San Diego got two stellar individual defensive efforts in its last two wins over Indianapolis. Chargers cornerback Antonio Cromartie, making his first NFL start, had three of his NFL-high 10 interceptions in November’s matchup with the Colts. That performance helped the second-year pro earn a spot on The Associated Press 2007 NFL All-Pro team Wednesday.
In San Diego’s 26-17 win over Indianapolis on Dec. 18, 2005, Chargers linebacker Shawn Merriman - then a rookie - sacked Manning twice and forced a crucial intentional grounding penalty.
“I think they’re going to take a different approach this game, we’re going to take a different approach and go out there and see what happens,” said Merriman, a Pro Bowler who has 39 1/2 sacks in 42 games. “We’re going to get their best shot and they’re going to get ours and I think it’s going to be a great game.”
Cromartie and Merriman are two cornerstones of a San Diego defense that ranked fifth in the NFL in scoring defense during regular season, allowing 17.8 points per game.
Indianapolis, though, had the NFL’s top-ranked scoring defense, yielding 16.4 points per game following last postseason’s surprisingly strong defensive effort.
Despite missing one of the NFL’s best pass rushers in Freeney, the Colts have held five of their last seven opponents under 20 points. They’re led by safety Bob Sanders, the NFL Defensive Player of the Year.
Sanders set career-highs in tackles (132), sacks (3 1/2) and interceptions (two). With him anchoring the secondary, no quarterback has thrown for more than 260 yards against Indianapolis this season.
“We’re no longer the no-name Colts defense. He’s a game-changer,” Brackett said of Sanders. “But his presence gives us a comfort level, knowing he’s going to be back there to clean up for us.”
Sanders is a do-it-all safety, versatile enough to cover receivers deep and be a force against the run. Sanders’ assignments Sunday should be varied against a dynamic Chargers offense that features unanimous All-Pro pick LaDainian Tomlinson.
Tomlinson led the league with 1,474 yards and 15 TDs on the ground, while finishing second on San Diego with 60 receptions for 475 yards. Chargers fullback Lorenzo Neal, who clears many of Tomlinson’s running lanes, was also named to the All-Pro team.

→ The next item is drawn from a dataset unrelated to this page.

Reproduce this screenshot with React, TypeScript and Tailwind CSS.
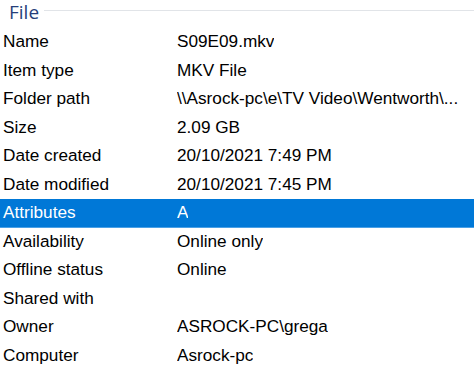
const rows: [string, string][] = [
  ["Name", "S09E09.mkv"],
  ["Item type", "MKV File"],
  ["Folder path", "\\\\Asrock-pc\\e\\TV Video\\Wentworth\\..."],
  ["Size", "2.09 GB"],
  ["Date created", "20/10/2021 7:49 PM"],
  ["Date modified", "20/10/2021 7:45 PM"],
  ["Attributes", "A"],
  ["Availability", "Online only"],
  ["Offline status", "Online"],
  ["Shared with", ""],
  ["Owner", "ASROCK-PC\\grega"],
  ["Computer", "Asrock-pc"],
];

export default function App() {
  return (
    <div
      className="w-[474px] h-[388px] bg-white overflow-hidden text-[17.2px] text-black"
      style={{ fontFamily: '"Liberation Sans", Arial, sans-serif' }}
    >
      <div className="flex items-center h-[24px] pl-[9px]">
        <span className="text-[19px] text-[#263f7a] leading-[24px]" style={{ fontFamily: '"Open Sans", "Liberation Sans", sans-serif' }}>
          File
        </span>
        <div className="flex-1 h-px bg-[#e1e4e8] ml-[5px] -mt-[3px]" />
      </div>
      <div className="pt-[4px]">
        {rows.map(([label, value]) => {
          const selected = label === "Attributes";
          return (
            <div
              key={label}
              className={
                "flex items-center h-[28.5px] whitespace-nowrap " +
                (selected ? "bg-[#0078d7] text-white border-b border-[#4aa0e6]" : "")
              }
            >
              <span className="w-[177px] pl-[3px] shrink-0">{label}</span>
              <span className="truncate">{value}</span>
            </div>
          );
        })}
      </div>
    </div>
  );
}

Neal hasn’t played since breaking his lower left leg in an overtime win at Tennessee on Dec. 9, but Turner said he will practice this week and should be able to play Sunday.
San Diego’s biggest injury concern is three-time All-Pro tight end Antonio Gates, who injured his left big toe in last week’s victory and is uncertain for this game.
Gates said Sunday that the toe was dislocated, but San Diego insists it’s sprained. He led the Chargers in the regular season with 75 receptions for 984 yards and nine touchdowns, although he was held to three catches for 26 yards against the Colts in November.
This will be the second playoff meeting between Indianapolis and San Diego. The Colts beat the Chargers 35-20 on Dec. 31, 1995 in a wild-card game.